What is expected: Assemble all lines in which the string "TypeScript" appears.

Raw data:
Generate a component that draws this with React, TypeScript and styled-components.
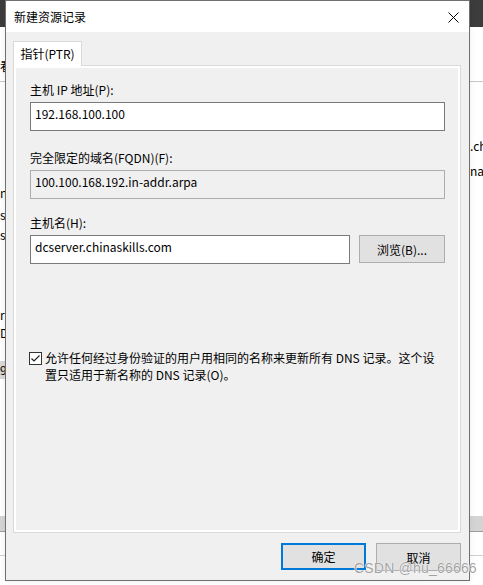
import React from "react";
import styled, { createGlobalStyle } from "styled-components";

const GlobalStyle = createGlobalStyle`
  html, body {
    margin: 0;
    padding: 0;
    background: #ffffff;
    width: 483px;
    height: 585px;
    overflow: hidden;
  }
  body {
    font-family: "Noto Sans CJK SC", "Microsoft YaHei", sans-serif;
    font-size: 12px;
    color: #000;
  }
`;

const Stage = styled.div`
  position: relative;
  width: 483px;
  height: 585px;
  overflow: hidden;
`;

// the window that sits behind the dialog, only its edges show
const Backdrop = styled.div`
  display: flex;
  flex-direction: column;
  width: 483px;
  height: 585px;
  background: #ffffff;
`;

const BackRow = styled.div<{ $h: number; $bg?: string; $line?: string }>`
  display: grid;
  grid-template-columns: 5px 1fr 13px;
  height: ${(p) => p.$h}px;
  flex: none;
  background: ${(p) => p.$bg || "transparent"};
  border-bottom: ${(p) => (p.$line ? `1px solid ${p.$line}` : "none")};
  box-sizing: border-box;
`;

const BackText = styled.div<{ $bg?: string }>`
  overflow: hidden;
  white-space: nowrap;
  font-size: 12px;
  line-height: ${(p) => (p.$bg ? "18px" : "16px")};
  color: #000;
  background: ${(p) => p.$bg || "transparent"};
`;

const Dialog = styled.div`
  position: absolute;
  left: 5px;
  top: 0;
  width: 465px;
  height: 581px;
  box-sizing: border-box;
  border: 1px solid #6f6f6f;
  background: #f0f0f0;
  display: flex;
  flex-direction: column;
  box-shadow: 0 0 6px rgba(0, 0, 0, 0.08);
`;

const TitleBar = styled.div`
  height: 31px;
  flex: none;
  background: #ffffff;
  display: flex;
  align-items: center;
  justify-content: space-between;
  padding: 0 10px 0 8px;
`;

const Title = styled.span`
  font-size: 12px;
  line-height: 16px;
  color: #000;
  margin-top: 1px;
`;

const CloseButton = styled.div`
  width: 12px;
  height: 12px;
  display: flex;
  align-items: center;
  justify-content: center;
  margin-top: 1px;
`;

const Client = styled.div`
  flex: 1;
  display: flex;
  flex-direction: column;
  padding: 9px 8px 10px 7px;
`;

const TabStrip = styled.div`
  display: flex;
  height: 24px;
  flex: none;
  position: relative;
  z-index: 1;
`;

const Tab = styled.div`
  width: 69px;
  height: 25px;
  box-sizing: border-box;
  border: 1px solid #d9d9d9;
  border-bottom: none;
  background: #ffffff;
  display: flex;
  align-items: center;
  justify-content: center;
  padding-bottom: 2px;
  font-size: 12px;
`;

const Panel = styled.div`
  height: 468px;
  flex: none;
  box-sizing: border-box;
  border: 1px solid #d9d9d9;
  box-shadow: inset 0 0 0 2px #ffffff;
  background: #f0f0f0;
  padding: 16px 15px 0 16px;
  display: flex;
  flex-direction: column;
`;

const FieldGroup = styled.div<{ $top: number }>`
  display: flex;
  flex-direction: column;
  margin-top: ${(p) => p.$top}px;
`;

const Label = styled.div`
  font-size: 12px;
  line-height: 16px;
  margin-bottom: 4px;
  white-space: nowrap;
`;

const TextBox = styled.div<{ $readOnly?: boolean; $width?: number }>`
  width: ${(p) => (p.$width ? `${p.$width}px` : "100%")};
  height: 29px;
  box-sizing: border-box;
  border: 1px solid ${(p) => (p.$readOnly ? "#adadad" : "#7a7a7a")};
  background: ${(p) => (p.$readOnly ? "#f0f0f0" : "#ffffff")};
  padding: 3px 4px;
  font-size: 12px;
  line-height: 16px;
  white-space: nowrap;
  overflow: hidden;
`;

const InlineRow = styled.div`
  display: flex;
  align-items: flex-start;
  gap: 9px;
`;

const Button = styled.div<{ $default?: boolean; $width: number }>`
  width: ${(p) => p.$width}px;
  height: ${(p) => (p.$default ? 27 : 28)}px;
  box-sizing: border-box;
  border: ${(p) => (p.$default ? "2px solid #0078d7" : "1px solid #adadad")};
  background: #e1e1e1;
  display: flex;
  align-items: center;
  justify-content: center;
  font-size: 12px;
  flex: none;
`;

const CheckRow = styled.div`
  display: flex;
  align-items: flex-start;
  gap: 3px;
  margin-top: 85px;
  margin-left: -1px;
`;

const CheckBox = styled.div`
  width: 13px;
  height: 13px;
  box-sizing: border-box;
  border: 1px solid #333333;
  background: #ffffff;
  display: flex;
  align-items: center;
  justify-content: center;
  flex: none;
  margin-top: 3px;
`;

const CheckText = styled.div`
  width: 402px;
  font-size: 12px;
  line-height: 17px;
`;

const Footer = styled.div`
  display: flex;
  justify-content: flex-end;
  gap: 10px;
  margin-top: 10px;
`;

const Watermark = styled.div`
  position: absolute;
  left: 354px;
  top: 559px;
  font-family: "Liberation Sans", Arial, sans-serif;
  font-size: 14px;
  line-height: 18px;
  color: rgba(130, 130, 130, 0.75);
  text-shadow: 0 0 1px #ffffff, 0 0 1px #ffffff;
  letter-spacing: 0.2px;
  white-space: nowrap;
`;

const backRows: { h: number; left?: string; right?: string; bg?: string; line?: string; leftBg?: string }[] = [
  { h: 27, bg: "#3c3c3c" },
  { h: 31 },
  { h: 18, left: "看" },
  { h: 6, line: "#c8c8c8" },
  { h: 56 },
  { h: 16, right: ".ch" },
  { h: 9 },
  { h: 16, right: "nas" },
  { h: 6 },
  { h: 16, left: "ni" },
  { h: 6 },
  { h: 16, left: "s." },
  { h: 4 },
  { h: 16, left: "s" },
  { h: 64 },
  { h: 16, left: "r" },
  { h: 2 },
  { h: 16, left: "D" },
  { h: 20 },
  { h: 18, left: "9", leftBg: "#d9d9d9" },
  { h: 137 },
  { h: 16, bg: "#d4d4d4", line: "#9c9c9c" },
  { h: 24, line: "#d0d0d0" },
];

function CloseIcon() {
  return (
    <svg width="11" height="11" viewBox="0 0 11 11">
      <path d="M0.5 0.5 L10.5 10.5 M10.5 0.5 L0.5 10.5" stroke="#000" strokeWidth="1" fill="none" />
    </svg>
  );
}

function CheckMark() {
  return (
    <svg width="11" height="11" viewBox="0 0 11 11">
      <path d="M1.5 5.5 L4 8 L9.5 2.5" stroke="#222" strokeWidth="1.2" fill="none" />
    </svg>
  );
}

export default function App() {
  return (
    <Stage>
      <GlobalStyle />
      <Backdrop>
        {backRows.map((r, i) => (
          <BackRow key={i} $h={r.h} $bg={r.bg} $line={r.line}>
            <BackText $bg={r.leftBg}>{r.left}</BackText>
            <div />
            <BackText>{r.right}</BackText>
          </BackRow>
        ))}
      </Backdrop>

      <Dialog>
        <TitleBar>
          <Title>新建资源记录</Title>
          <CloseButton>
            <CloseIcon />
          </CloseButton>
        </TitleBar>

        <Client>
          <TabStrip>
            <Tab>指针(PTR)</Tab>
          </TabStrip>
          <Panel>
            <FieldGroup $top={0}>
              <Label>主机 IP 地址(P):</Label>
              <TextBox>192.168.100.100</TextBox>
            </FieldGroup>

            <FieldGroup $top={19}>
              <Label>完全限定的域名(FQDN)(F):</Label>
              <TextBox $readOnly>100.100.168.192.in-addr.arpa</TextBox>
            </FieldGroup>

            <FieldGroup $top={16}>
              <Label>主机名(H):</Label>
              <InlineRow>
                <TextBox $width={321}>dcserver.chinaskills.com</TextBox>
                <Button $width={86}>浏览(B)...</Button>
              </InlineRow>
            </FieldGroup>

            <CheckRow>
              <CheckBox>
                <CheckMark />
              </CheckBox>
              <CheckText>
                允许任何经过身份验证的用户用相同的名称来更新所有 DNS 记录。这个设置只适用于新名称的 DNS 记录(O)。
              </CheckText>
            </CheckRow>
          </Panel>

          <Footer>
            <Button $default $width={85}>确定</Button>
            <Button $width={85}>取消</Button>
          </Footer>
        </Client>
      </Dialog>

      <Watermark>CSDN @hu_66666</Watermark>
    </Stage>
  );
}
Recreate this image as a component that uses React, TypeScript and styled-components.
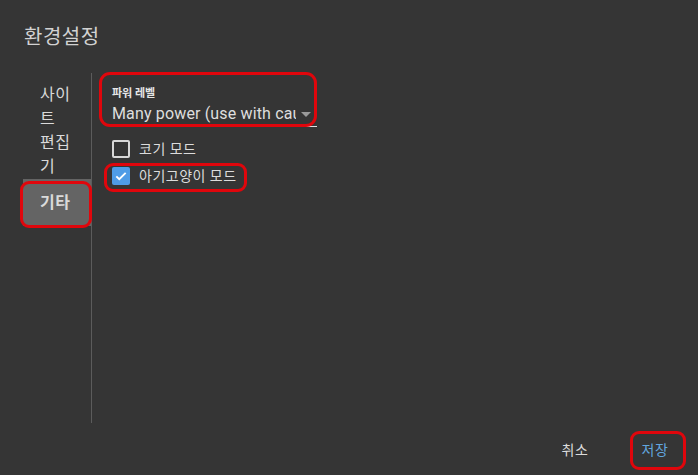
import React from "react";
import styled, { createGlobalStyle } from "styled-components";

const Global = createGlobalStyle`
  html, body { margin: 0; padding: 0; background: #353535; }
  body { font-family: Roboto, "Noto Sans CJK KR", sans-serif; }
`;

const Dialog = styled.div`
  height: 100vh;
  display: flex;
  flex-direction: column;
  background: #353535;
  color: #dcdcdc;
  box-sizing: border-box;
`;

const Title = styled.h2`
  margin: 23px 0 0 24px;
  font-size: 20px;
  line-height: 28px;
  font-weight: 400;
  letter-spacing: 0.5px;
  color: #d2d2d2;
  font-family: Roboto, "Noto Sans CJK KR", sans-serif;
`;

const Body = styled.div`
  flex: 1;
  display: flex;
  margin-top: 22px;
  padding-left: 23px;
  min-height: 0;
`;

const Nav = styled.nav`
  width: 69px;
  border-right: 1px solid #5c5c5c;
  padding-top: 10px;
  box-sizing: border-box;
  display: flex;
  flex-direction: column;
`;

const NavItem = styled.div<{ $active?: boolean }>`
  position: relative;
  padding: ${(p) => (p.$active ? "11.5px 19px 11.5px 17px" : "0 19px 0 17px")};
  font-size: 16px;
  line-height: 24px;
  letter-spacing: 0.5px;
  color: #dadada;
  background: ${(p) => (p.$active ? "#646464" : "transparent")};
  font-weight: ${(p) => (p.$active ? 700 : 400)};
  word-break: break-all;
`;

const Mark = styled.span<{ $l: number; $t: number; $r: number; $b: number; $radius?: number }>`
  position: absolute;
  left: ${(p) => p.$l}px;
  top: ${(p) => p.$t}px;
  right: ${(p) => p.$r}px;
  bottom: ${(p) => p.$b}px;
  border: 3px solid #e0060c;
  border-radius: ${(p) => p.$radius ?? 9}px;
  pointer-events: none;
`;

const Content = styled.div`
  flex: 1;
  padding: 13px 0 0 20px;
  display: flex;
  flex-direction: column;
  align-items: flex-start;
`;

const Field = styled.div`
  position: relative;
  width: 205px;
  border-bottom: 1px solid #e0e0e0;
`;

const FieldLabel = styled.div`
  font-size: 11px;
  line-height: 16px;
  font-weight: 700;
  color: #e6e6e6;
`;

const SelectValue = styled.div`
  display: flex;
  align-items: center;
  font-size: 16px;
  line-height: 24px;
  color: #dedede;
`;

const ValueText = styled.span`
  flex: 1;
  overflow: hidden;
  white-space: nowrap;
  letter-spacing: 0.15px;
`;

const Arrow = styled.span`
  width: 0;
  height: 0;
  border-left: 5px solid transparent;
  border-right: 5px solid transparent;
  border-top: 5px solid #9a9a9a;
  margin: 0 6px 0 5px;
`;

const CheckList = styled.div`
  margin-top: 13px;
  display: flex;
  flex-direction: column;
  gap: 9px;
`;

const CheckRow = styled.label`
  position: relative;
  display: flex;
  align-items: center;
  gap: 9px;
  font-size: 14px;
  line-height: 18px;
  letter-spacing: 0.5px;
  color: #dcdcdc;
`;

const Box = styled.span<{ $checked?: boolean }>`
  width: 18px;
  height: 18px;
  box-sizing: border-box;
  border-radius: 2px;
  border: ${(p) => (p.$checked ? "none" : "2px solid #d8d8d8")};
  background: ${(p) => (p.$checked ? "#4f9ce6" : "transparent")};
  display: flex;
  align-items: center;
  justify-content: center;
`;

const Footer = styled.div`
  display: flex;
  justify-content: flex-end;
  gap: 16px;
  padding: 8px 11px 8px 8px;
`;

const Button = styled.button<{ $primary?: boolean }>`
  position: relative;
  min-width: 64px;
  height: 36px;
  padding: 0 8px;
  background: transparent;
  border: none;
  font-family: Roboto, "Noto Sans CJK KR", sans-serif;
  font-size: 14px;
  letter-spacing: 0.5px;
  color: ${(p) => (p.$primary ? "#62a6df" : "#dcdcdc")};
`;

export default function App() {
  return (
    <Dialog>
      <Global />
      <Title>환경설정</Title>
      <Body>
        <Nav>
          <NavItem>사이트 편집기</NavItem>
          <NavItem $active>
            기타
            <Mark $l={-3} $t={2} $r={-1} $b={-2} />
          </NavItem>
        </Nav>
        <Content>
          <Field>
            <FieldLabel>파워 레벨</FieldLabel>
            <SelectValue>
              <ValueText>Many power (use with caution)</ValueText>
              <Arrow />
            </SelectValue>
            <Mark $l={-13} $t={-14} $r={0} $b={-1} $radius={11} />
          </Field>
          <CheckList>
            <CheckRow>
              <Box />
              코기 모드
            </CheckRow>
            <CheckRow>
              <Box $checked>
                <svg width="14" height="14" viewBox="0 0 24 24">
                  <path d="M4 12.5l5 5L20 6.5" fill="none" stroke="#fff" strokeWidth="3.2" />
                </svg>
              </Box>
              아기고양이 모드
              <Mark $l={-8} $t={-4} $r={-10} $b={-7} />
            </CheckRow>
          </CheckList>
        </Content>
      </Body>
      <Footer>
        <Button>취소</Button>
        <Button $primary>
          저장
          <Mark $l={7} $t={0} $r={1} $b={-3} />
        </Button>
      </Footer>
    </Dialog>
  );
}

Solution:
Generate a component that draws this with React, TypeScript and styled-components.
Recreate this image as a component that uses React, TypeScript and styled-components.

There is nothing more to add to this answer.